» GIVEN PROBLEM
Pick out each line of the records in which the word "Tailwind" appears.

(Rows from a dataset of pages and code)
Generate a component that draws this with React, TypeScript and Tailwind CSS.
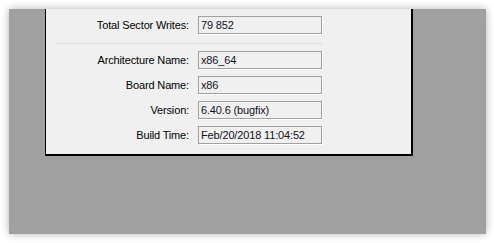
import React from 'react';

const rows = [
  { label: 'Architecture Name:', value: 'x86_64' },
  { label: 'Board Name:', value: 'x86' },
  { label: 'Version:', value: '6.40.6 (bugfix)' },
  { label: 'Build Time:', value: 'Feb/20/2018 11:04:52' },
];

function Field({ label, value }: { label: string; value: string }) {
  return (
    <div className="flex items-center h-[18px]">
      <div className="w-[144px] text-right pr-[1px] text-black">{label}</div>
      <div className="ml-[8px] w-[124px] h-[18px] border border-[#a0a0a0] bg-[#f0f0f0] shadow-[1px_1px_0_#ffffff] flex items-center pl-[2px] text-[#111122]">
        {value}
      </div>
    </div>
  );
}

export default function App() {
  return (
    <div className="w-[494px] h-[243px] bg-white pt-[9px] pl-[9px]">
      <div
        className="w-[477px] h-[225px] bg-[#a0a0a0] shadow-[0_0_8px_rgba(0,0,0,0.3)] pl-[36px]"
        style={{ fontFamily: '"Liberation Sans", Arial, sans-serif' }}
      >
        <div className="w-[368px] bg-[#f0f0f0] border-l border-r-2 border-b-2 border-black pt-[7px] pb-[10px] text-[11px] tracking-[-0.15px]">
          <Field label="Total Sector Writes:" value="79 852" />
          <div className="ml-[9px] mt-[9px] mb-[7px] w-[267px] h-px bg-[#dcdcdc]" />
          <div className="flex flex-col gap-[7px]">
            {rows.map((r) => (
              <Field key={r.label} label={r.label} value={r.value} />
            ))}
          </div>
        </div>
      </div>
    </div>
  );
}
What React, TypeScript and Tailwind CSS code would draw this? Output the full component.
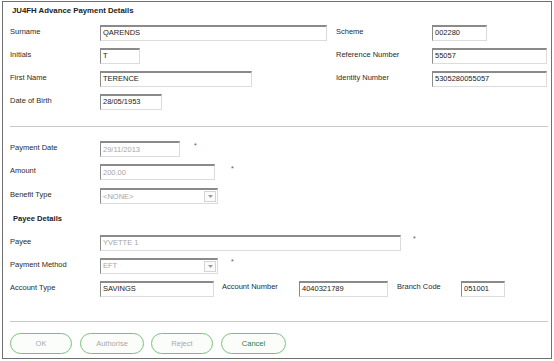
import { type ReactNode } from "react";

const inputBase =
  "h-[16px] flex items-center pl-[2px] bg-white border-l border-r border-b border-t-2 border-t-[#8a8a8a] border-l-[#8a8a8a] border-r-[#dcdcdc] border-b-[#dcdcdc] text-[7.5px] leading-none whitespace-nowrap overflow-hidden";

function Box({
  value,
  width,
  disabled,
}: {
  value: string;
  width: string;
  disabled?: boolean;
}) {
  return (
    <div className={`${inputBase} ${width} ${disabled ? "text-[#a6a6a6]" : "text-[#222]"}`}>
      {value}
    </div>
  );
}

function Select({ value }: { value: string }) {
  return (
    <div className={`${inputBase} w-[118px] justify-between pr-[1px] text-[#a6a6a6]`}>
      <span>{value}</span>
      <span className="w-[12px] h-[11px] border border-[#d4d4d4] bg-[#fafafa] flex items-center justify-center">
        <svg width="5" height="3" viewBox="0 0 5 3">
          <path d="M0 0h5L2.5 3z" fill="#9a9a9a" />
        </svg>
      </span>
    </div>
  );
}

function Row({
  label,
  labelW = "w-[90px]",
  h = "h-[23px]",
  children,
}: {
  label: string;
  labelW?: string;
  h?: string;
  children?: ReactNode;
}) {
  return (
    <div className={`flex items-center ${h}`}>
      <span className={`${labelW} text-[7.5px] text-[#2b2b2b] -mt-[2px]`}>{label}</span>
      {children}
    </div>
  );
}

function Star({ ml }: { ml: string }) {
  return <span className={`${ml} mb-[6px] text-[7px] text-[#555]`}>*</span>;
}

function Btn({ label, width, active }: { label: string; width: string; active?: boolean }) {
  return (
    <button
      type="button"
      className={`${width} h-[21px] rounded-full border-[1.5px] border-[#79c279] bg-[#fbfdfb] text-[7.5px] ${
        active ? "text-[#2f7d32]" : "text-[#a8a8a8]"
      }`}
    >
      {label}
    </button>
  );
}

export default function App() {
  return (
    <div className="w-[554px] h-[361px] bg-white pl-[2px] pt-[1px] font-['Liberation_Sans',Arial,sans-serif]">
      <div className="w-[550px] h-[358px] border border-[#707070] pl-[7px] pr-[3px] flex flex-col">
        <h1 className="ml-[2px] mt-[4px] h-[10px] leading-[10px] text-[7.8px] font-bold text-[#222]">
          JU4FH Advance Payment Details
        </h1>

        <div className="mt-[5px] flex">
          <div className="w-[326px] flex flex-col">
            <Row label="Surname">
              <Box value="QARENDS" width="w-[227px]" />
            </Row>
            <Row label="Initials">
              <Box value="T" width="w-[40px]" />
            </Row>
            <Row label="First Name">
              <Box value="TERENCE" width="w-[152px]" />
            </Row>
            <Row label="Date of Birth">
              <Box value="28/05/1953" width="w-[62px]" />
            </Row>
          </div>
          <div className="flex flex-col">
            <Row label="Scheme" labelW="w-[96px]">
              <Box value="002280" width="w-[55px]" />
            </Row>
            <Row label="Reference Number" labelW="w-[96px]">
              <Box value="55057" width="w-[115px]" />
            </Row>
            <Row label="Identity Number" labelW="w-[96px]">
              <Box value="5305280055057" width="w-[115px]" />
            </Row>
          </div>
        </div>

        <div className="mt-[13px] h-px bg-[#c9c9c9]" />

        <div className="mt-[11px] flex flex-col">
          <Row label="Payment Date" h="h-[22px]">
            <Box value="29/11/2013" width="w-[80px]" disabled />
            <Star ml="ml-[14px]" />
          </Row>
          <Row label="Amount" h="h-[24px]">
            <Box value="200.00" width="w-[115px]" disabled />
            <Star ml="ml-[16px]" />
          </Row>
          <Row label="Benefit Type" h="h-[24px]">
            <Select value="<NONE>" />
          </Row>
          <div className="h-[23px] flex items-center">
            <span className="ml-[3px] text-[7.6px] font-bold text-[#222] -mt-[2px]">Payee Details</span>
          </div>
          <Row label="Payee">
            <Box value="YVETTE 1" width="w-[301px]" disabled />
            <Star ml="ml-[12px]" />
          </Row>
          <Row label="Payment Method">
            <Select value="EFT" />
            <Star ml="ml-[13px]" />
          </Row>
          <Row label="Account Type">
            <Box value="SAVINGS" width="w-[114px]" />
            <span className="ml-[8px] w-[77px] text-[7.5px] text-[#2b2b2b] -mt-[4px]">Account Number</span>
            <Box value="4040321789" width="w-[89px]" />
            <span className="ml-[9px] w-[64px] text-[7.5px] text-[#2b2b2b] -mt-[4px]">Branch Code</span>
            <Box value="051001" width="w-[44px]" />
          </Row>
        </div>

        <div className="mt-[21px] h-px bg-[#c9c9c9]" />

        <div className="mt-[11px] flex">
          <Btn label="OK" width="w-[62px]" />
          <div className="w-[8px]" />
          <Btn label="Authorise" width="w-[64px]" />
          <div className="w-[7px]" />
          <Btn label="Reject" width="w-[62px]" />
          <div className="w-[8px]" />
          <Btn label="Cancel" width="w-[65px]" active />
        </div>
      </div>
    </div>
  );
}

» SOLUTION BELOW
Generate a component that draws this with React, TypeScript and Tailwind CSS.
What React, TypeScript and Tailwind CSS code would draw this? Output the full component.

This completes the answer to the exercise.